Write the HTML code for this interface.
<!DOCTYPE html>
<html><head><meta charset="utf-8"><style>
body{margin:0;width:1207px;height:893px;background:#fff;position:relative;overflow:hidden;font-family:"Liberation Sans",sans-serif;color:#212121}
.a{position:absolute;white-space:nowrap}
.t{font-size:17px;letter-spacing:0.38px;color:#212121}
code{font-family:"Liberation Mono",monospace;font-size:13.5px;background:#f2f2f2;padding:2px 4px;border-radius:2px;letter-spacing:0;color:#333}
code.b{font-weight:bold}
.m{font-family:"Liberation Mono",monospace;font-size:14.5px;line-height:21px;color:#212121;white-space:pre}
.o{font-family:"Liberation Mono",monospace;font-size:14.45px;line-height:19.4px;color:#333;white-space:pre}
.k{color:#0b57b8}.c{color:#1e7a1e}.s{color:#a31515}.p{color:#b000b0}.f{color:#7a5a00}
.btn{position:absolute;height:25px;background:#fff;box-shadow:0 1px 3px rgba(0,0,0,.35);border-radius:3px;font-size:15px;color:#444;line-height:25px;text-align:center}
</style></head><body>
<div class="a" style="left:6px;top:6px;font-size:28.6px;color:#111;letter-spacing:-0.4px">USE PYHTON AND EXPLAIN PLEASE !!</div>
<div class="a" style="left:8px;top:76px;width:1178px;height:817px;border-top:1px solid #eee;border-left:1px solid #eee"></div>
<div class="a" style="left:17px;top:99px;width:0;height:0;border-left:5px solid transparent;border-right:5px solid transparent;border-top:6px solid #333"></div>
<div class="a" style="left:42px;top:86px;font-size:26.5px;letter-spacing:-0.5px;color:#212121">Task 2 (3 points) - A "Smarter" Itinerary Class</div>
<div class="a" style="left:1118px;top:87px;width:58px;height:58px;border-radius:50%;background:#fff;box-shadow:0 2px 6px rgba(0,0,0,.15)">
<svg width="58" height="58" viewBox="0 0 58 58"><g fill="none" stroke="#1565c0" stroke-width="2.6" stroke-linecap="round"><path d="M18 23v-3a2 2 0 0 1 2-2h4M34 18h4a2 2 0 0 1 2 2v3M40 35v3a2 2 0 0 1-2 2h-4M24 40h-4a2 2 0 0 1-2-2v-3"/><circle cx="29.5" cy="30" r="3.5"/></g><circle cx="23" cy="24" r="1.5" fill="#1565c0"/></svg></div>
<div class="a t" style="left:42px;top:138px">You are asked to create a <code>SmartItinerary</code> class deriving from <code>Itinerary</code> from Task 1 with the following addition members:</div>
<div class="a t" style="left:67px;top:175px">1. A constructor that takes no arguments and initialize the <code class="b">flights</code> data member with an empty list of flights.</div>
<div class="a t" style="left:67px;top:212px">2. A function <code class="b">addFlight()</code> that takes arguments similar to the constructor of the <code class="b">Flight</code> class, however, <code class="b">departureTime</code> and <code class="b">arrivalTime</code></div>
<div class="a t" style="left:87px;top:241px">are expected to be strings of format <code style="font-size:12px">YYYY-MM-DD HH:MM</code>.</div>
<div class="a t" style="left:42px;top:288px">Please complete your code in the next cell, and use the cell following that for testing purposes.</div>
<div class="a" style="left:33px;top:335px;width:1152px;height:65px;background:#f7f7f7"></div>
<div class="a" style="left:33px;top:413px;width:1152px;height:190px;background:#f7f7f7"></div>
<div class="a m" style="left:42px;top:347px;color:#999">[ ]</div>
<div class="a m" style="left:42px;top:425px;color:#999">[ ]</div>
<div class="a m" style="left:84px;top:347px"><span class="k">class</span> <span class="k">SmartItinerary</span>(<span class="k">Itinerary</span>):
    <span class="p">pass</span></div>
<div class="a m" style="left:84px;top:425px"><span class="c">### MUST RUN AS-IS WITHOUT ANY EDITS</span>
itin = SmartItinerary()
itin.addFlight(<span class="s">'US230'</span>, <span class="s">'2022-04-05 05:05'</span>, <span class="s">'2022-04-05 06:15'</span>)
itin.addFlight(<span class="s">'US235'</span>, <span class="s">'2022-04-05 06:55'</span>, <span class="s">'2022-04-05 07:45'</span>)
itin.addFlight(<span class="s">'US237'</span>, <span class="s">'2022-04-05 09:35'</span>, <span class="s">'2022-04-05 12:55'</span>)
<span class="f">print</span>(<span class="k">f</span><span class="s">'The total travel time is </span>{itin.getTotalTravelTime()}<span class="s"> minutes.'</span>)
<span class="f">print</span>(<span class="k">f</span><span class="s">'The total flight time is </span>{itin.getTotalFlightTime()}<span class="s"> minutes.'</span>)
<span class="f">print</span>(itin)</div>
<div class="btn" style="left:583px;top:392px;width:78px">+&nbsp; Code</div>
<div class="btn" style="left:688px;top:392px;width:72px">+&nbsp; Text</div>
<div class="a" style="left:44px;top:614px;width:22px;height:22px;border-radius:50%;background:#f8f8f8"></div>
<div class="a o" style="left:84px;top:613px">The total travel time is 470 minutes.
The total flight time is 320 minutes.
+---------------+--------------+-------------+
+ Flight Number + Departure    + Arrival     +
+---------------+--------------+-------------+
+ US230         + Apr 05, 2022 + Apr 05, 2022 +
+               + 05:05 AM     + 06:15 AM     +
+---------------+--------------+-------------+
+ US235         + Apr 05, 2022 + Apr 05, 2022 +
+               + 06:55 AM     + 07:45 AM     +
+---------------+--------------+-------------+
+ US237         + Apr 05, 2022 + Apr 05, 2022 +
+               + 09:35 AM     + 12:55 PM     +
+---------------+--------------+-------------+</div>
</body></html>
——————
> [Job]:
Reproduce the complete data exactly as presented above.

> [Solution below]:
Write the HTML code for this interface.
<!DOCTYPE html>
<html><head><meta charset="utf-8"><style>
body{margin:0;width:1207px;height:893px;background:#fff;position:relative;overflow:hidden;font-family:"Liberation Sans",sans-serif;color:#212121}
.a{position:absolute;white-space:nowrap}
.t{font-size:17px;letter-spacing:0.38px;color:#212121}
code{font-family:"Liberation Mono",monospace;font-size:13.5px;background:#f2f2f2;padding:2px 4px;border-radius:2px;letter-spacing:0;color:#333}
code.b{font-weight:bold}
.m{font-family:"Liberation Mono",monospace;font-size:14.5px;line-height:21px;color:#212121;white-space:pre}
.o{font-family:"Liberation Mono",monospace;font-size:14.45px;line-height:19.4px;color:#333;white-space:pre}
.k{color:#0b57b8}.c{color:#1e7a1e}.s{color:#a31515}.p{color:#b000b0}.f{color:#7a5a00}
.btn{position:absolute;height:25px;background:#fff;box-shadow:0 1px 3px rgba(0,0,0,.35);border-radius:3px;font-size:15px;color:#444;line-height:25px;text-align:center}
</style></head><body>
<div class="a" style="left:6px;top:6px;font-size:28.6px;color:#111;letter-spacing:-0.4px">USE PYHTON AND EXPLAIN PLEASE !!</div>
<div class="a" style="left:8px;top:76px;width:1178px;height:817px;border-top:1px solid #eee;border-left:1px solid #eee"></div>
<div class="a" style="left:17px;top:99px;width:0;height:0;border-left:5px solid transparent;border-right:5px solid transparent;border-top:6px solid #333"></div>
<div class="a" style="left:42px;top:86px;font-size:26.5px;letter-spacing:-0.5px;color:#212121">Task 2 (3 points) - A "Smarter" Itinerary Class</div>
<div class="a" style="left:1118px;top:87px;width:58px;height:58px;border-radius:50%;background:#fff;box-shadow:0 2px 6px rgba(0,0,0,.15)">
<svg width="58" height="58" viewBox="0 0 58 58"><g fill="none" stroke="#1565c0" stroke-width="2.6" stroke-linecap="round"><path d="M18 23v-3a2 2 0 0 1 2-2h4M34 18h4a2 2 0 0 1 2 2v3M40 35v3a2 2 0 0 1-2 2h-4M24 40h-4a2 2 0 0 1-2-2v-3"/><circle cx="29.5" cy="30" r="3.5"/></g><circle cx="23" cy="24" r="1.5" fill="#1565c0"/></svg></div>
<div class="a t" style="left:42px;top:138px">You are asked to create a <code>SmartItinerary</code> class deriving from <code>Itinerary</code> from Task 1 with the following addition members:</div>
<div class="a t" style="left:67px;top:175px">1. A constructor that takes no arguments and initialize the <code class="b">flights</code> data member with an empty list of flights.</div>
<div class="a t" style="left:67px;top:212px">2. A function <code class="b">addFlight()</code> that takes arguments similar to the constructor of the <code class="b">Flight</code> class, however, <code class="b">departureTime</code> and <code class="b">arrivalTime</code></div>
<div class="a t" style="left:87px;top:241px">are expected to be strings of format <code style="font-size:12px">YYYY-MM-DD HH:MM</code>.</div>
<div class="a t" style="left:42px;top:288px">Please complete your code in the next cell, and use the cell following that for testing purposes.</div>
<div class="a" style="left:33px;top:335px;width:1152px;height:65px;background:#f7f7f7"></div>
<div class="a" style="left:33px;top:413px;width:1152px;height:190px;background:#f7f7f7"></div>
<div class="a m" style="left:42px;top:347px;color:#999">[ ]</div>
<div class="a m" style="left:42px;top:425px;color:#999">[ ]</div>
<div class="a m" style="left:84px;top:347px"><span class="k">class</span> <span class="k">SmartItinerary</span>(<span class="k">Itinerary</span>):
    <span class="p">pass</span></div>
<div class="a m" style="left:84px;top:425px"><span class="c">### MUST RUN AS-IS WITHOUT ANY EDITS</span>
itin = SmartItinerary()
itin.addFlight(<span class="s">'US230'</span>, <span class="s">'2022-04-05 05:05'</span>, <span class="s">'2022-04-05 06:15'</span>)
itin.addFlight(<span class="s">'US235'</span>, <span class="s">'2022-04-05 06:55'</span>, <span class="s">'2022-04-05 07:45'</span>)
itin.addFlight(<span class="s">'US237'</span>, <span class="s">'2022-04-05 09:35'</span>, <span class="s">'2022-04-05 12:55'</span>)
<span class="f">print</span>(<span class="k">f</span><span class="s">'The total travel time is </span>{itin.getTotalTravelTime()}<span class="s"> minutes.'</span>)
<span class="f">print</span>(<span class="k">f</span><span class="s">'The total flight time is </span>{itin.getTotalFlightTime()}<span class="s"> minutes.'</span>)
<span class="f">print</span>(itin)</div>
<div class="btn" style="left:583px;top:392px;width:78px">+&nbsp; Code</div>
<div class="btn" style="left:688px;top:392px;width:72px">+&nbsp; Text</div>
<div class="a" style="left:44px;top:614px;width:22px;height:22px;border-radius:50%;background:#f8f8f8"></div>
<div class="a o" style="left:84px;top:613px">The total travel time is 470 minutes.
The total flight time is 320 minutes.
+---------------+--------------+-------------+
+ Flight Number + Departure    + Arrival     +
+---------------+--------------+-------------+
+ US230         + Apr 05, 2022 + Apr 05, 2022 +
+               + 05:05 AM     + 06:15 AM     +
+---------------+--------------+-------------+
+ US235         + Apr 05, 2022 + Apr 05, 2022 +
+               + 06:55 AM     + 07:45 AM     +
+---------------+--------------+-------------+
+ US237         + Apr 05, 2022 + Apr 05, 2022 +
+               + 09:35 AM     + 12:55 PM     +
+---------------+--------------+-------------+</div>
</body></html>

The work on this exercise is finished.